Surabaya – Tiga organisasi masyarakat di Jawa Timur, yaitu Projo, LSM MAKI (Masyarakat Anti Korupsi Indonesia) Jatim, dan DPD GRIB Jaya Jatim, melayangkan surat terbuka kepada Presiden Joko Widodo pada Jumat (6/9/2024). Surat tersebut juga ditembuskan kepada Presiden terpilih Prabowo Subianto, Kemenko Polhukam RI, dan Kapolri.
Surat terbuka ini dilayangkan karena adanya ribuan surat panggilan untuk permintaan keterangan atau klarifikasi yang dilayangkan dari kepolisian di Jawa Timur. Surat panggilan tersebut ditujukan kepada pejabat di lingkungan Pemprov Jatim, Pemkab, Pemkot, serta para pengusaha terkait pengadaan barang dan jasa.
"Selain itu, ada oknum aparat penegak hukum yang masih melakukan pemanggilan terhadap bakal calon kepala daerah. Padahal, sudah ada Surat Telegram Kapolri nomor ST/1160/V/RES.1.24.2023 tentang Penundaan Proses Hukum terkait pengungkapan kasus tindak pidana yang melibatkan peserta Pemilu 2024. Kita tahu bersama, kemarin kita baca di media ada panggilan kepada calon bupati di Lumajang," jelas Heru Satriyo, Ketua LSM MAKI Jatim.
Heru menilai telah terjadi inkonsistensi yang dilakukan aparat penegak hukum itu sendiri terhadap aturan yang dikeluarkannya. "Sama halnya juga tiba-tiba ada surat penetapan tersangka terhadap calon bupati Situbondo oleh KPK. Masyarakat jelas marah, tiba-tiba calon pemimpinnya ditersangkakan seperti itu dan dipanggil-panggil untuk diperiksa. Kami sepakat mendukung pemberantasan korupsi dan penegakan hukum di Jatim, tapi jangan ada oknum aparat yang menggunakan kewenangannya untuk kepentingan pribadi serta bekerja tidak profesional," tegasnya.
Panglima Cobra 08 alias H. Abdul Gani Ngabalin, yang juga terlibat dalam aksi ini, menegaskan bahwa pihaknya mencintai institusi Polri dan instansi penegak hukum lainnya. Namun, mereka meminta agar institusi tersebut tidak dikotori atau dirusak oleh ulah sejumlah oknum aparatnya.
"Ada ultimatum 7×24 jam terkait surat terbuka ini.

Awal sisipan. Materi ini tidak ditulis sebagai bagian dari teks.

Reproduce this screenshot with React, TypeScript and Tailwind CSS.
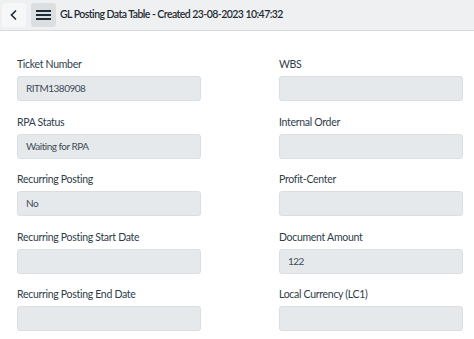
import React from "react";

const fields: [string, string][] = [
  ["Ticket Number", "RITM1380908"],
  ["WBS", ""],
  ["RPA Status", "Waiting for RPA"],
  ["Internal Order", ""],
  ["Recurring Posting", "No"],
  ["Profit-Center", ""],
  ["Recurring Posting Start Date", ""],
  ["Document Amount", "122"],
  ["Recurring Posting End Date", ""],
  ["Local Currency (LC1)", ""],
];

const Field = ({ label, value }: { label: string; value: string }) => (
  <div className="flex flex-col">
    <label className="h-[20px] text-[10.5px] leading-[16px] tracking-[-0.3px] text-[#2e3d49]">{label}</label>
    <div className="h-[25px] rounded-[3px] border border-[#dadee0] bg-[#e6e9eb] px-[8px] flex items-center text-[10px] tracking-[-0.5px] text-[#3e4c57]">
      {value}
    </div>
  </div>
);

export default function App() {
  return (
    <div className="w-[474px] h-[339px] overflow-hidden bg-white" style={{ fontFamily: "Lato, 'Open Sans', sans-serif" }}>
      <div className="h-[31px] bg-[#eef0f1] border-b border-[#d6dadc] flex items-center pl-[2px]">
        <button className="w-[24px] h-[24px] rounded-[3px] bg-[#f6f7f7] flex items-center justify-center">
          <svg width="12" height="12" viewBox="0 0 12 12" fill="none" stroke="#1f2a33" strokeWidth="1.6">
            <path d="M8 1.5 3.5 6 8 10.5" />
          </svg>
        </button>
        <button className="ml-[5px] w-[25px] h-[24px] rounded-[3px] bg-[#dcdfe1] flex items-center justify-center">
          <svg width="15" height="12" viewBox="0 0 15 12" fill="#1f2a33">
            <rect x="0" y="1" width="15" height="2" />
            <rect x="0" y="5" width="15" height="2" />
            <rect x="0" y="9" width="15" height="2" />
          </svg>
        </button>
        <span className="ml-[4px] text-[10.5px] font-semibold text-[#1f2a33] tracking-[-0.55px]">
          GL Posting Data Table - Created 23-08-2023 10:47:32
        </span>
      </div>
      <div className="grid grid-cols-2 gap-x-[78px] gap-y-[12.5px] pl-[17px] pr-[11px] pt-[25px]">
        {fields.map(([l, v]) => (
          <Field key={l} label={l} value={v} />
        ))}
      </div>
    </div>
  );
}
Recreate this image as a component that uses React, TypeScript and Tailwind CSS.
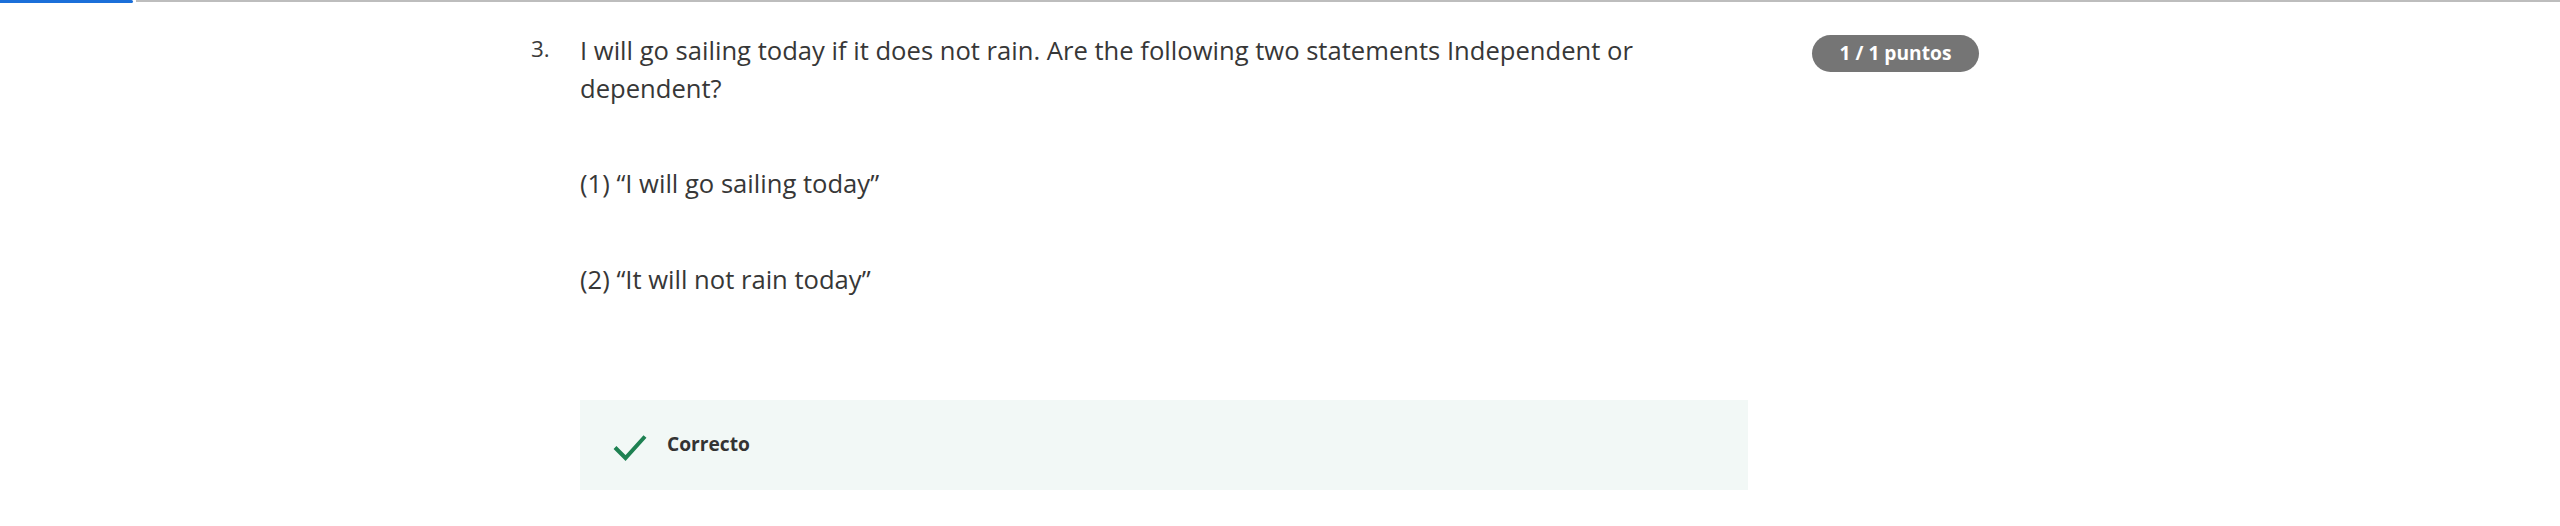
import React from "react";

export default function App() {
  const font = { fontFamily: '"Open Sans", "Noto Sans", sans-serif' };
  return (
    <div className="w-[2560px] h-[526px] bg-white overflow-hidden" style={font}>
      <div className="flex items-start h-[3px]">
        <div className="w-[133px] h-[3px] bg-[#1b6fd9] rounded-r-full" />
        <div className="flex-1 ml-[3px] h-[2px] bg-[#bdbdbd]" />
      </div>
      <div className="flex items-start pt-[27px] pl-[531px]">
        <div className="w-[49px] mt-[2px] text-[22.4px] leading-[33.6px] text-[#3a3a3a]">3.</div>
        <div className="w-[1168px] text-[#373737]">
          <div className="mt-[2px] text-[25.6px] leading-[38.4px]">
            I will go sailing today if it does not rain. Are the following two statements Independent or dependent?
          </div>
          <div className="mt-[56px] text-[25.6px] leading-[38.4px]">(1) “I will go sailing today”</div>
          <div className="mt-[58px] text-[25.6px] leading-[38.4px]">(2) “It will not rain today”</div>
          <div className="mt-[100px] h-[90px] bg-[#f2f8f6] flex items-center pl-[33px]">
            <svg width="34" height="27" viewBox="0 0 34 27" className="mt-[5px]">
              <path d="M2 13.5 L12.5 24 L32 2.5" fill="none" stroke="#1e8152" strokeWidth="4" />
            </svg>
            <span className="ml-[20px] text-[19.2px] font-bold text-[#333333]">Correcto</span>
          </div>
        </div>
        <div className="ml-[64px] mt-[5px] h-[37px] w-[167px] rounded-full bg-[#757575] text-white font-bold text-[19.2px] flex items-center justify-center">
          1 / 1 puntos
        </div>
      </div>
    </div>
  );
}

Jika tidak digubris oleh pemerintah, kami tidak mengancam, kami hanya ingatkan bahwa ratusan ribu masyarakat Jatim akan saya ajak untuk turun ke jalan melakukan aksi demo. Kami minta juga dilakukan audit kinerja terkait surat permintaan keterangan yang dilayangkan, dibandingkan jumlah yang menjadi perkara. Oknum-oknum itu agar diberi sanksi tegas dan dievaluasi penempatan tugasnya," tegas Ngabalin.
Aksi ini menjadi sorotan publik dan menimbulkan pertanyaan besar tentang kinerja aparat penegak hukum di Jawa Timur. Apakah ultimatum yang diberikan oleh ‘Jatim Menjerit’ akan ditanggapi serius oleh pemerintah? Kita tunggu saja perkembangannya.